Where Are all the Cloud-Native Developers?
Developers develop, clearly. But in an era of cloud where we talk about cloud-native as the new normal alongside terms like API-first, container-centricity and the ability to wander joyfully through the Elysian fields of serverless provisioning-free with liberty, why do so few software engineers class themselves as cloud developers?
With the heady memories of AWS re:Invent 2023 just a few days old, CEO Adam Selipsky’s keynote is still ringing in many people’s ears. The AWS CEO (and his C-suite counterparts) talk endlessly about the need to reimagine tools, services and functions for developers using the cloud, but at no memorable point did Selipsky talk about ‘cloud developers’ as a newly defined entity within the software engineering cognoscenti.
An inevitable migration?
Perhaps it’s a habit, perhaps it’s meant to be implied, or perhaps we still harbor some notion of ‘terrestrial’ systems being the norm with some inevitable migration process waiting to happen at some point between project inception and go-live to production.
Could it be the fact that, even in the most modern and progressive developer shops, there’s still a proclivity to gravitate toward testing and debugging that happens locally? With pressure to ensure feedback loops are tight, short, rapid and accurate, we may sit at a point where engineers perceive cloud-native development as an additional upper tier of systems management that they don’t necessarily have to shoulder. Given that we seem to universally accept that hybrid cloud is de facto common sense, perhaps the coding team feels they should build first, then think about deployment architecture arrangements as an afterthought.

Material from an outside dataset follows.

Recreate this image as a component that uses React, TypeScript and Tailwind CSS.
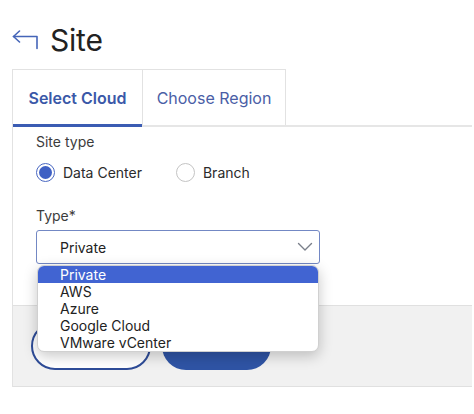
import React from 'react';

const OPTIONS = ['Private', 'AWS', 'Azure', 'Google Cloud', 'VMware vCenter'];

function BackArrow() {
  return (
    <svg width="27" height="20" viewBox="0 0 27 20" fill="none" stroke="#4565b8" strokeWidth="1.6" strokeLinecap="round" strokeLinejoin="round">
      <path d="M1.5 6.5H25V18.5" />
      <path d="M7.5 1L1.5 6.5L7.5 12" />
    </svg>
  );
}

function Radio({ checked, label }: { checked?: boolean; label: string }) {
  return (
    <div className="flex items-center gap-[8px]">
      <span
        className={`w-[19px] h-[19px] rounded-full flex items-center justify-center border ${
          checked ? 'border-[#4a68c2] border-[1.5px]' : 'border-[#c4c4c4]'
        }`}
      >
        {checked && <span className="w-[13px] h-[13px] rounded-full bg-[#3f60c4]" />}
      </span>
      <span className="text-[14px] text-[#2b2b2b]">{label}</span>
    </div>
  );
}

export default function App() {
  return (
    <div className="w-[474px] h-[414px] bg-white overflow-hidden font-['Inter',sans-serif]">
      {/* Header */}
      <div className="h-[69px] pt-[10px] pl-3 flex items-center gap-[11px]">
        <BackArrow />
        <h1 className="text-[30px] leading-none text-[#222] tracking-[-0.2px]">Site</h1>
      </div>

      <div className="ml-3 mr-[2px] border-l border-[#e2e2e2]">
        {/* Tabs */}
        <div className="flex h-[58px] border-b-2 border-[#e6e6e6]">
          <div className="relative w-[129px] border-t border-[#e2e2e2] flex items-center justify-center">
            <span className="text-[16px] font-semibold text-[#3a58a8]">Select Cloud</span>
            <span className="absolute left-0 right-0 -bottom-[2px] h-[3px] bg-[#3b5cb3]" />
          </div>
          <div className="w-[144px] border-t border-l border-r border-[#e2e2e2] flex items-center justify-center">
            <span className="text-[16px] text-[#4a5ea6]">Choose Region</span>
          </div>
        </div>

        {/* Body */}
        <div className="pl-[23px] pt-[5px]">
          <div className="text-[14px] leading-5 text-[#3c3c3c]">Site type</div>
          <div className="mt-[8px] h-6 flex items-center gap-[34px]">
            <Radio checked label="Data Center" />
            <Radio label="Branch" />
          </div>
          <div className="mt-[22px] text-[14px] leading-5 text-[#3c3c3c]">Type*</div>
          <div className="relative mt-1 w-[284px]">
            <div className="h-[34px] rounded-[3px] border border-[#7388c4] flex items-center justify-between pl-[23px] pr-[6px]">
              <span className="text-[14px] text-[#222]">Private</span>
              <svg width="16" height="10" viewBox="0 0 16 10" fill="none" stroke="#7a7f8a" strokeWidth="1.4" strokeLinecap="round" strokeLinejoin="round">
                <path d="M1.5 1.5L8 8L14.5 1.5" />
              </svg>
            </div>
            {/* Dropdown list */}
            <div className="absolute z-10 left-[1px] top-[35px] w-[282px] bg-white rounded-[7px] overflow-hidden shadow-[0_4px_14px_rgba(0,0,0,0.22)] border border-[#d0d0d0]">
              {OPTIONS.map((o, i) => (
                <div
                  key={o}
                  className={`h-[17px] leading-[17px] pl-[22px] text-[14px] ${
                    i === 0 ? 'bg-[#4164d2] text-white' : 'text-[#222]'
                  }`}
                >
                  {o}
                </div>
              ))}
            </div>
          </div>
        </div>

        {/* Footer */}
        <div className="mt-[41px] h-[82px] bg-[#f1f1f1] border-t border-b border-[#e0e0e0] flex items-center pl-[18px] gap-[11px]">
          <button className="w-[120px] h-[48px] rounded-full border-2 border-[#2e4c98] bg-white text-[15px] font-semibold text-[#2e4c98]">
            Cancel
          </button>
          <button className="w-[109px] h-[48px] rounded-full bg-[#2f54a5] text-[15px] font-semibold text-white">
            Next
          </button>
        </div>
      </div>
    </div>
  );
}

With concerns around latency now far-reduced (cloud hyperscalers are, of course, multi-region and offer a litany of service options based upon specific application requirements) and worries over data ownership now a distant memory, surely the sift to cloud-native should have happened more prevalently by now.
Shifting Skills Scope
We do know that cloud engineering is still inherently complex; which, in fairness, will always demand a higher level of knowledge in fields including data science, networking and security. Add these requirements to the need for a thorough grasp of parallelism and concurrency, with cloud clusters separating out workloads and their dependency structures, and then perhaps we could see why there is reticence. But these are falsehoods; cloud service providers (CSPs) have been working to shift these types of functions into the cloud across CPUs and GPUs. This is not stuff cloud developers need to worry about in the first place.
With core functions such as debugging and testing now firmly established as first-class citizens in the cloud toolbox, even the most high-fidelity cloud simulation/emulation options may now become less popular, perhaps even less respected. There are still challenges, for sure. The API landscape may be well populated, but it is arguably not as well delineated, orchestrated or as easily navigated as some would like.

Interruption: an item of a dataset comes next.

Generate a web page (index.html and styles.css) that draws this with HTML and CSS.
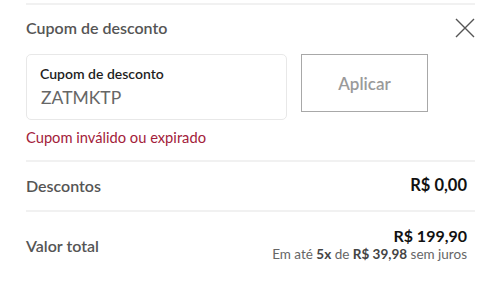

As software developer Pablo Bermejo wrote on dev.to, “Making life easier for developers is not the job of cloud platforms. That’s not their focus, and it will never be. [The CSPs] will keep iterating primitives, eventually making everything serverless and running at the edge and opening the door for others to focus on creating better developer experiences.
Guts, Then Glory
What we may need to focus on first are the guts—those elements of the cloud substrate that have previously taken up too many precious resources. With the core chores associated with extract, transform & load (ETL) jobs still taking up too much time in the total cloud provisioning overhead, the more we hear from the hyperscalers about automating these functions the better.
With the new breed of generative AI waiting in the wings after a heady year of hype and histrionics, the need to provide cloud database connectors to create channels that will enable new intelligence functions is of paramount importance. Again, it’s all about guts and infrastructure base layer technologies that we need to align if the cloud-native dream is to become a reality.